▶ [Exercise]
Check each line of the material below, and copy it if it holds the string "screenshot".

----------------

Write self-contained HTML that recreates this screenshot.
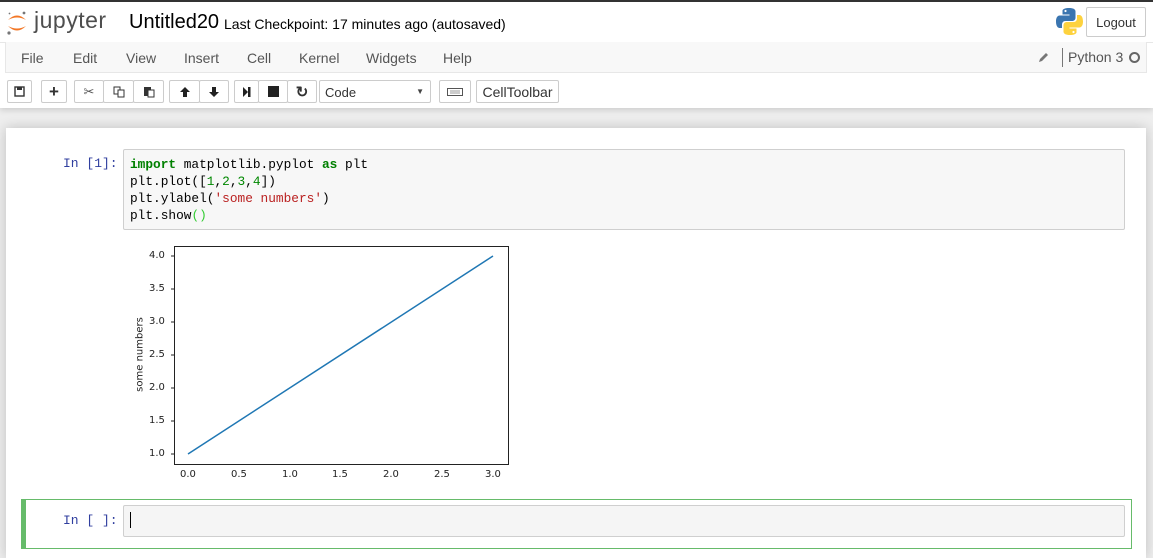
<!DOCTYPE html>
<html><head><meta charset="utf-8"><style>
*{box-sizing:border-box}
body{margin:0;width:1153px;height:555px;overflow:hidden;background:#eee;font-family:"Liberation Sans",Arial,sans-serif;position:relative}
.a{position:absolute}
.btn{position:absolute;top:80px;height:23px;border:1px solid #ccc;background:#fff;border-radius:2px;display:flex;align-items:center;justify-content:center;font-size:13px;color:#333}
.menu span{position:absolute;top:50px;font-size:14px;color:#555}
.code{font-family:"Liberation Mono","DejaVu Sans Mono",monospace;font-size:12.8px;line-height:17px;white-space:pre}
.prompt{font-family:"Liberation Mono","DejaVu Sans Mono",monospace;font-size:13px;color:#303f9f}
.tick{position:absolute;font-size:10px;color:#222;font-family:"DejaVu Sans",sans-serif}
</style></head><body>
<div class="a" style="left:0;top:0;width:1153px;height:108px;background:#fff;box-shadow:0 2px 6px rgba(0,0,0,.15)"></div>
<div class="a" style="left:0;top:0;width:1153px;height:2px;background:#333"></div>
<!-- logo -->
<svg class="a" style="left:5px;top:8px" width="24" height="28" viewBox="0 0 24 28">
<path d="M3 12 Q12 3 21 12 Q12 7 3 12Z" fill="#f37726"/>
<path d="M3 18 Q12 27 21 18 Q12 23 3 18Z" fill="#f37726"/>
<circle cx="19" cy="5" r="1.4" fill="#767677"/><circle cx="4" cy="25" r="1.6" fill="#767677"/><circle cx="4.5" cy="5.5" r="0.9" fill="#767677"/>
</svg>
<div class="a" style="left:34px;top:7px;font-size:23px;color:#4e4e4e;letter-spacing:0.5px">jupyter</div>
<div class="a" style="left:129px;top:11px;font-size:20px;color:#000">Untitled20</div>
<div class="a" style="left:224px;top:16px;font-size:14px;color:#000">Last Checkpoint: 17 minutes ago (autosaved)</div>
<!-- python logo -->
<svg class="a" style="left:1055px;top:7px" width="29" height="29" viewBox="0 0 29 29">
<path d="M14 1C7 1 7.5 4 7.5 4v3.5h7v1H5S1 8 1 14.5 4.5 21 4.5 21H7v-3.5s0-3.5 3.5-3.5h6.5s3.5 0 3.5-3.3V4.5S21 1 14 1z" fill="#3a75b0"/>
<circle cx="10.5" cy="4" r="1.1" fill="#fff"/>
<path d="M15 28c7 0 6.5-3 6.5-3v-3.5h-7v-1H24s4 .5 4-6S24.5 8 24.5 8H22v3.5s0 3.5-3.5 3.5H12s-3.5 0-3.5 3.3v6.2S8 28 15 28z" fill="#fdd23e"/>
<circle cx="18.5" cy="25" r="1.1" fill="#fff"/>
</svg>
<div class="a" style="left:1086px;top:7px;width:60px;height:30px;border:1px solid #ccc;border-radius:2px;font-size:13px;color:#333;display:flex;align-items:center;justify-content:center">Logout</div>
<div class="a" style="left:0;top:42px;width:1153px;height:1px;background:#e7e7e7"></div>
<!-- menubar -->
<div class="a" style="left:5px;top:42px;width:1142px;height:31px;background:#f8f8f8;border:1px solid #e7e7e7;border-top:none"></div>
<div class="menu"><span style="left:21px">File</span><span style="left:73px">Edit</span><span style="left:126px">View</span><span style="left:184px">Insert</span><span style="left:247px">Cell</span><span style="left:299px">Kernel</span><span style="left:366px">Widgets</span><span style="left:443px">Help</span></div>
<svg class="a" style="left:1038px;top:51px" width="12" height="12" viewBox="0 0 12 12"><path d="M1 11l1-3 6-6 2 2-6 6z" fill="#777"/></svg>
<div class="a" style="left:1062px;top:48px;width:1px;height:19px;background:#777"></div>
<div class="a" style="left:1068px;top:49px;font-size:14px;color:#555">Python 3</div>
<div class="a" style="left:1129px;top:52px;width:11px;height:11px;border:2px solid #666;border-radius:50%"></div>
<!-- toolbar -->
<div class="btn" style="left:7px;width:25px"><svg width="11" height="11" viewBox="0 0 11 11"><rect x="1" y="1" width="9" height="9" fill="none" stroke="#333" stroke-width="1.4"/><rect x="3" y="1" width="5" height="3" fill="#333"/></svg></div>
<div class="btn" style="left:41px;width:26px;font-weight:bold;font-size:17px">+</div>
<div class="btn" style="left:74px;width:30px;font-size:13px;color:#555">✂</div>
<div class="btn" style="left:103px;width:31px"><svg width="12" height="12" viewBox="0 0 12 12"><rect x="1" y="1" width="6" height="7" fill="none" stroke="#333"/><rect x="5" y="4" width="6" height="7" fill="#fff" stroke="#333"/></svg></div>
<div class="btn" style="left:133px;width:31px"><svg width="12" height="12" viewBox="0 0 12 12"><rect x="1" y="1" width="7" height="9" fill="#333"/><rect x="5" y="4" width="6" height="7" fill="#fff" stroke="#333"/></svg></div>
<div class="btn" style="left:169px;width:31px"><svg width="12" height="12" viewBox="0 0 12 12"><path d="M6 1L1 6h3v5h4V6h3z" fill="#222"/></svg></div>
<div class="btn" style="left:199px;width:30px"><svg width="12" height="12" viewBox="0 0 12 12"><path d="M6 11L1 6h3V1h4v5h3z" fill="#222"/></svg></div>
<div class="btn" style="left:234px;width:25px"><svg width="10" height="12" viewBox="0 0 10 12"><path d="M1 1l5 5-5 5z" fill="#222"/><rect x="6" y="1" width="2.5" height="10" fill="#222"/></svg></div>
<div class="btn" style="left:258px;width:30px"><div style="width:11px;height:11px;background:#222"></div></div>
<div class="btn" style="left:287px;width:30px;font-weight:bold;font-size:15px">↻</div>
<div class="btn" style="left:319px;width:112px;justify-content:space-between;padding:0 6px 0 5px;font-size:13px"><span style="margin-top:2px">Code</span><span style="font-size:8px;color:#444">▼</span></div>
<div class="btn" style="left:439px;width:32px"><svg width="16" height="10" viewBox="0 0 16 10"><rect x="0.5" y="1.5" width="15" height="7" fill="none" stroke="#555"/><path d="M3 4h10M3 6h10" stroke="#999"/></svg></div>
<div class="btn" style="left:476px;width:83px;font-size:14px">CellToolbar</div>
<!-- notebook -->
<div class="a" style="left:6px;top:128px;width:1140px;height:430px;background:#fff;box-shadow:0 0 12px rgba(0,0,0,.2)"></div>
<div class="a prompt" style="left:63px;top:156px">In [1]:</div>
<div class="a" style="left:123px;top:149px;width:1002px;height:81px;background:#f7f7f7;border:1px solid #cfcfcf;border-radius:2px"></div>
<div class="a code" style="left:130px;top:156px"><span style="color:#008000;font-weight:bold">import</span> matplotlib.pyplot <span style="color:#008000;font-weight:bold">as</span> plt
plt.plot([<span style="color:#080">1</span>,<span style="color:#080">2</span>,<span style="color:#080">3</span>,<span style="color:#080">4</span>])
plt.ylabel(<span style="color:#ba2121">'some numbers'</span>)
plt.show<span style="color:#3c3">()</span></div>
<!-- plot -->
<svg class="a" style="left:174px;top:246px" width="335" height="219"><rect x="0.5" y="0.5" width="334" height="218" fill="none" stroke="#222"/><line x1="14" y1="208" x2="319" y2="10" stroke="#1f77b4" stroke-width="1.5"/>
<g stroke="#222"><line x1="14" y1="219" x2="14" y2="222"/><line x1="65" y1="219" x2="65" y2="222"/><line x1="116" y1="219" x2="116" y2="222"/><line x1="166" y1="219" x2="166" y2="222"/><line x1="217" y1="219" x2="217" y2="222"/><line x1="268" y1="219" x2="268" y2="222"/><line x1="319" y1="219" x2="319" y2="222"/></g></svg>
<svg class="a" style="left:168px;top:246px" width="7" height="219"><g stroke="#222"><line x1="3" y1="10" x2="6" y2="10"/><line x1="3" y1="43" x2="6" y2="43"/><line x1="3" y1="76" x2="6" y2="76"/><line x1="3" y1="109" x2="6" y2="109"/><line x1="3" y1="142" x2="6" y2="142"/><line x1="3" y1="175" x2="6" y2="175"/><line x1="3" y1="208" x2="6" y2="208"/></g></svg>
<div class="tick" style="left:149px;top:250px">4.0</div><div class="tick" style="left:149px;top:283px">3.5</div><div class="tick" style="left:149px;top:316px">3.0</div><div class="tick" style="left:149px;top:349px">2.5</div><div class="tick" style="left:149px;top:382px">2.0</div><div class="tick" style="left:149px;top:415px">1.5</div><div class="tick" style="left:149px;top:448px">1.0</div>
<div class="tick" style="left:180px;top:469px">0.0</div><div class="tick" style="left:231px;top:469px">0.5</div><div class="tick" style="left:282px;top:469px">1.0</div><div class="tick" style="left:332px;top:469px">1.5</div><div class="tick" style="left:383px;top:469px">2.0</div><div class="tick" style="left:434px;top:469px">2.5</div><div class="tick" style="left:485px;top:469px">3.0</div>
<div class="tick" style="left:100px;top:349px;width:80px;text-align:center;transform:rotate(-90deg)">some numbers</div>
<!-- cell 2 -->
<div class="a" style="left:21px;top:499px;width:1111px;height:50px;border:1px solid #66bb6a;border-left:5px solid #66bb6a"></div>
<div class="a prompt" style="left:63px;top:513px">In [ ]:</div>
<div class="a" style="left:123px;top:505px;width:1002px;height:32px;background:#f5f5f5;border:1px solid #cfcfcf;border-radius:2px"></div>
<div class="a" style="left:130px;top:512px;width:1px;height:16px;background:#000"></div>
</body></html>
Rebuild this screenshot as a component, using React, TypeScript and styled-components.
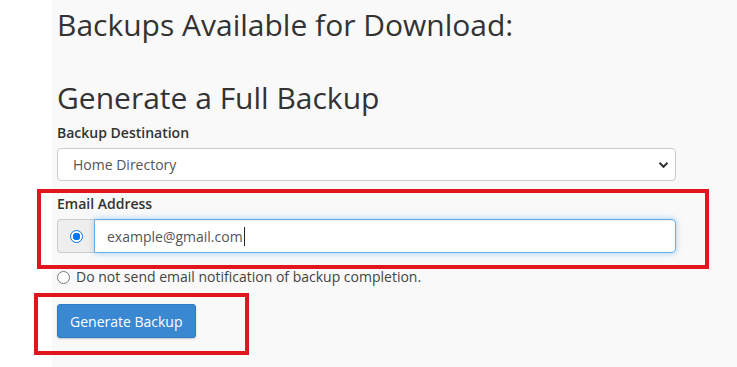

----------------

▶ [Output for this exercise]
Write self-contained HTML that recreates this screenshot.
Rebuild this screenshot as a component, using React, TypeScript and styled-components.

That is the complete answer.